The setting therefore seems to spend a great deal of time resting on the cusp of self-awareness before falling back into narrative simplicity, and not only in terms of alterations between editions. Let us take, for example, the earlier nations of Thay and Rashemen. The parallels and contrasts between the two cultures make not only for believable cultures and narrative but also put an extra edge on their conflict: the witches of Rashemen hate their Thayan counterparts and vice versa. The Thayan wizards are famous in part for their brutal slavery and the Rashemi for their ferocious sense of independence. All well and good so far, but the fact that only Rashemi women can become witches and any men with magical talent are forced into what effectively amounts to slavery is, strangely, glossed over by most of the setting’s third edition books.
It is good that magic is seen to have consequences on the cultures of a magical world, but those cultures should be affected by other forces as well: only Thay really seems to interact with its neighbours in any meaningful way.

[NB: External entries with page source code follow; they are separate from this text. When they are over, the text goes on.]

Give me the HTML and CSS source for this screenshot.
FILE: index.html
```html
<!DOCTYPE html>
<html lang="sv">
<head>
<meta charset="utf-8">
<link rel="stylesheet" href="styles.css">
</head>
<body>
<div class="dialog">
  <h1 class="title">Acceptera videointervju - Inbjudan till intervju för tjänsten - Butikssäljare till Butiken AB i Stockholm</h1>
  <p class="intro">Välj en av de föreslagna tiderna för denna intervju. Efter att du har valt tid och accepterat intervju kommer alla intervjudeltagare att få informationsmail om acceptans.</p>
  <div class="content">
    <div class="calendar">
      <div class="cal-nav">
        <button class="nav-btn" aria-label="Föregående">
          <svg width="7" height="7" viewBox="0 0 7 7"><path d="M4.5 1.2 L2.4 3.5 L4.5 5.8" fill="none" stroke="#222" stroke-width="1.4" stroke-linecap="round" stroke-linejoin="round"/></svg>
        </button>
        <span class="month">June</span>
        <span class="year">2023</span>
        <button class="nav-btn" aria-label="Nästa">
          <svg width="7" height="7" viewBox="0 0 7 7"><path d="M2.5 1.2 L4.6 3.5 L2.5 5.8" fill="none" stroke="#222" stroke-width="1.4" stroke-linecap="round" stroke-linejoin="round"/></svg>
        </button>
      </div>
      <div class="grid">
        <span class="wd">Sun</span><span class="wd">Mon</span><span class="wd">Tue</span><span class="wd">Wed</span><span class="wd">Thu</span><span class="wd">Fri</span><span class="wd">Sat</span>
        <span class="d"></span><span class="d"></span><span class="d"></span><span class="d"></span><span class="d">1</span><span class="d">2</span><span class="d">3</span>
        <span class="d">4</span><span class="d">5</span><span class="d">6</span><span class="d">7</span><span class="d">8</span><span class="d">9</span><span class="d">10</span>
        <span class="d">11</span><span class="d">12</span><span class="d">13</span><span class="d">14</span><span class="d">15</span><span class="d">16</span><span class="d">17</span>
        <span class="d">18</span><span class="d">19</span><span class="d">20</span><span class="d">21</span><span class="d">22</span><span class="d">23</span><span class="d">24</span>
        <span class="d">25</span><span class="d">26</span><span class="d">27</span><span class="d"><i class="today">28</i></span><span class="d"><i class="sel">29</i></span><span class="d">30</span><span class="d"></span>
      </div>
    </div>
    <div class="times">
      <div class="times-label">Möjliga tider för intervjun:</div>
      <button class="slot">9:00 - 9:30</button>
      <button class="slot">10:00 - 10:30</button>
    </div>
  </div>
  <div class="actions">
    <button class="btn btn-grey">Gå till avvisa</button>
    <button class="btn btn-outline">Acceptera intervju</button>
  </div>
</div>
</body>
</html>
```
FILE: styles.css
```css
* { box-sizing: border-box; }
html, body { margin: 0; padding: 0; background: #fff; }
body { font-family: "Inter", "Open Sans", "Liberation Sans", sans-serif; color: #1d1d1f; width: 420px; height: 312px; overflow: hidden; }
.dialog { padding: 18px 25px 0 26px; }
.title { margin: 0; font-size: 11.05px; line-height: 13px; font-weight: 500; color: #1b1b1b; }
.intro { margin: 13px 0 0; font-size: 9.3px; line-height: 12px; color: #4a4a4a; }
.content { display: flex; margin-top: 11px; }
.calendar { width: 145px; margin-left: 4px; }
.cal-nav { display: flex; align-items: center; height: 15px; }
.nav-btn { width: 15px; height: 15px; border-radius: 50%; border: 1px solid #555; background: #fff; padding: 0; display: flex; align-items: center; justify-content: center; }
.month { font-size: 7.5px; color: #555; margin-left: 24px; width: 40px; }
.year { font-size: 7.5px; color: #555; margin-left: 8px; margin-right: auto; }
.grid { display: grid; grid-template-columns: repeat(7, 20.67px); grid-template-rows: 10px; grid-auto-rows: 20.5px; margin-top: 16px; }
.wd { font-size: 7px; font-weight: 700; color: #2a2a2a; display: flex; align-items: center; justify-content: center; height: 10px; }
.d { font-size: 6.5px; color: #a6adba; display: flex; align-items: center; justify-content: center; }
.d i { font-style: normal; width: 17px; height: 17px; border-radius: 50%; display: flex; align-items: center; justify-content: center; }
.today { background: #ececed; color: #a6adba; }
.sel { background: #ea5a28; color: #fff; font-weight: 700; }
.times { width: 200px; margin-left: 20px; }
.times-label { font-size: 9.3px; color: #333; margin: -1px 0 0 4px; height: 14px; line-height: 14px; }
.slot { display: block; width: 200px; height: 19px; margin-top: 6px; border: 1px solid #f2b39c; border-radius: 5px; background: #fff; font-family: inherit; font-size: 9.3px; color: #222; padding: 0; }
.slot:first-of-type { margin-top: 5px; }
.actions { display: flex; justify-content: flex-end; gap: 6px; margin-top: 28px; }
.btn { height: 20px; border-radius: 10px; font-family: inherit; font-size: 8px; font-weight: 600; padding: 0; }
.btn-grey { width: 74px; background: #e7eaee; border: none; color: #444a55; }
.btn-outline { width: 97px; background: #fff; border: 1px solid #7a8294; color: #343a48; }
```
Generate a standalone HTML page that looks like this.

Other nations, even the very similar ones, exist in a vague ‘rivalry’ which is really nothing more than a cue for the GM.

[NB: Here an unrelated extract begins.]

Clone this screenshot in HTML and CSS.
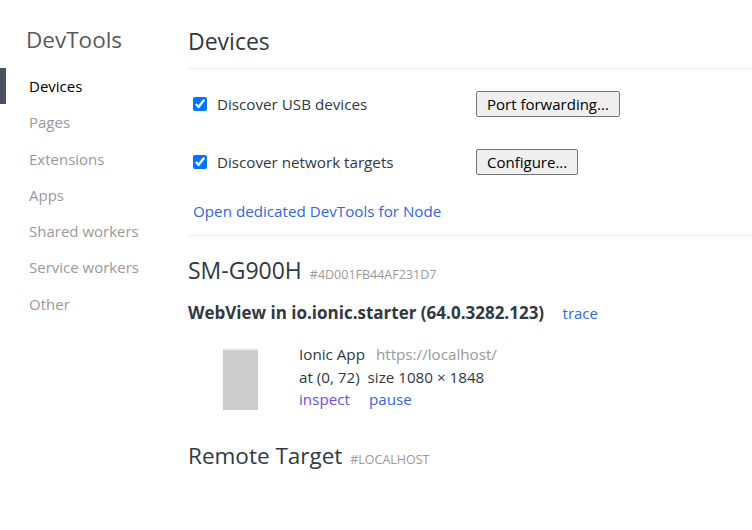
FILE: index.html
```html
<!DOCTYPE html>
<html>
<head>
<meta charset="utf-8">
<link rel="stylesheet" href="styles.css">
</head>
<body>
<div class="app">
  <nav class="sidebar">
    <div class="brand">DevTools</div>
    <ul class="nav">
      <li class="nav-item active">Devices</li>
      <li class="nav-item">Pages</li>
      <li class="nav-item">Extensions</li>
      <li class="nav-item">Apps</li>
      <li class="nav-item">Shared workers</li>
      <li class="nav-item">Service workers</li>
      <li class="nav-item">Other</li>
    </ul>
  </nav>
  <main class="content">
    <h1 class="page-title">Devices</h1>
    <section class="options">
      <div class="opt-row">
        <label class="check"><input type="checkbox" checked><span>Discover USB devices</span></label>
        <button class="btn">Port forwarding...</button>
      </div>
      <div class="opt-row">
        <label class="check"><input type="checkbox" checked><span>Discover network targets</span></label>
        <button class="btn">Configure...</button>
      </div>
      <div class="link-row"><a class="link" href="#">Open dedicated DevTools for Node</a></div>
    </section>
    <section class="device">
      <h2 class="device-name">SM-G900H <span class="serial">#4D001FB44AF231D7</span></h2>
      <div class="browser">WebView in io.ionic.starter (64.0.3282.123) <a class="link trace" href="#">trace</a></div>
      <div class="target">
        <div class="thumb"></div>
        <div class="target-info">
          <div><span class="t-name">Ionic App</span><span class="t-url">https://localhost/</span></div>
          <div>at (0, 72)&nbsp; size 1080 × 1848</div>
          <div class="actions"><a class="link visited" href="#">inspect</a><a class="link" href="#">pause</a></div>
        </div>
      </div>
    </section>
    <section class="device remote">
      <h2 class="device-name remote-name">Remote Target <span class="serial">#LOCALHOST</span></h2>
    </section>
  </main>
</div>
</body>
</html>
```

FILE: styles.css
```css
* { box-sizing: border-box; }
html, body { margin: 0; padding: 0; background: #fff; }
body {
  font-family: "Open Sans", "Noto Sans", sans-serif;
  font-size: 15.2px;
  color: #303942;
  width: 752px;
  height: 530px;
  overflow: hidden;
}
.app { display: flex; }
.sidebar { width: 188px; flex: none; }
.brand {
  font-size: 22.5px;
  color: #5a5a5a;
  padding: 23px 0 0 26px;
  height: 68px;
  line-height: 34px;
}
.nav { list-style: none; margin: 0; padding: 0; }
.nav-item {
  height: 36.3px;
  line-height: 36px;
  padding-left: 29px;
  color: #999;
  font-size: 15px;
  border-left: 6px solid transparent;
  text-indent: -6px;
}
.nav-item.active { color: #000; border-left-color: #4a5260; }
.content { flex: 1; min-width: 0; }
.page-title {
  margin: 0;
  font-weight: normal;
  font-size: 23px;
  color: #303942;
  padding-top: 24px;
  line-height: 34px;
  height: 69px;
  border-bottom: 1px solid #eee;
}
.options { padding-top: 6px; border-bottom: 1px solid #eee; height: 167px; }
.opt-row {
  display: grid;
  grid-template-columns: 288px auto;
  align-items: center;
  height: 58px;
}
.check { display: flex; align-items: center; padding-left: 5px; }
.check input {
  margin: 0 10px 0 0;
  width: 14px;
  height: 14px;
  accent-color: #0075ff;
}
.btn {
  justify-self: start;
  font-family: inherit;
  font-size: 15px;
  color: #000;
  background: #efefef;
  border: 1px solid #767676;
  border-radius: 2px;
  height: 26px;
  padding: 0 10px;
  line-height: 22px;
}
.link-row { padding-left: 5px; height: 40px; line-height: 40px; }
.link { color: #3367d6; text-decoration: none; }
.link.visited { color: #6b4fd6; }
.device { padding-top: 19px; }
.device-name {
  margin: 0;
  font-weight: normal;
  font-size: 23px;
  line-height: 30px;
  color: #303942;
}
.remote-name { font-size: 22.5px; }
.serial { font-size: 12.5px; color: #999; margin-left: 2px; }
.browser {
  margin-top: 11px;
  font-weight: bold;
  font-size: 17px;
  line-height: 24px;
}
.trace { font-weight: normal; margin-left: 14px; font-size: 15px; }
.target { display: flex; margin-top: 18px; }
.thumb {
  width: 35px;
  height: 62px;
  margin: 5px 41px 0 35px;
  background: #ccc;
  border-top: 2px solid #eee;
}
.target-info { line-height: 22.5px; }
.t-url { color: #999; margin-left: 11px; }
.actions .link + .link { margin-left: 19px; }
.remote { padding-top: 30px; }
```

On the other hand, the Underdark, that lightless, subterranean realm, received one of the more interesting supplements, in which the authors considered how agriculture, trade, recreation and the like would exist amongst the various races which live in the depths. Even the maniacal drow were made a tad more realistic as a result.
As I wrote above, there are many colourful peoples and monsters to encounter or about which one can read, but they seem to exist largely in isolation from one another despite centuries of rubbing shoulders. Similarly, many features of the landscape itself are very compelling (e.g. the Ring of Gray [sic] Flames*, the Dragon’s Tooth**, the Fortress of the Wailing Dwarf***) but most either do not really seem to feature in the lives of the people, or are diminished by their prevalence: the landscape is positively strewn with trap-filled ruins, all the better to explore and plunder. Many are in the nth iteration of plundering as successive villains use these places as hideouts, but it rather strains the imagination to believe that these ruins have not been levelled or rebuilt by local communities/overzealous adventurers in all but the notable minority of cases.
Ultimately, it is hard to say how many of these shortcomings are a problem with the world-building, a consequence of the commercial enterprise, or the nature of a setting for a role-playing game. I have made my opinion clear, but it cannot be denied that the purpose of the setting is to play games in it, and defining too much might make things difficult for a GM to run his own adventure. There are a lot of fun and engaging ideas, after all, and a GM is free to ignore what he does not like. In many ways, the strength of Forgotten Realms lies not in its texts but in the implementation of their best ideas whether a computer game, a novel, or – most pertinently – by a skilled GM and a good group of players. Now, if you will excuse me, I have a new character to roll.
*Five stone towers crowned with grey fire which emit bizarre mechanical noises and interfere with magic.
**A mountainous island where a clan of protective, riddling dragons live.
***A stronghold carved into a mountain, one side of which is shaped like a dwarf’s head: the wind makes a wailing sound as it passes through the eyes and mouth.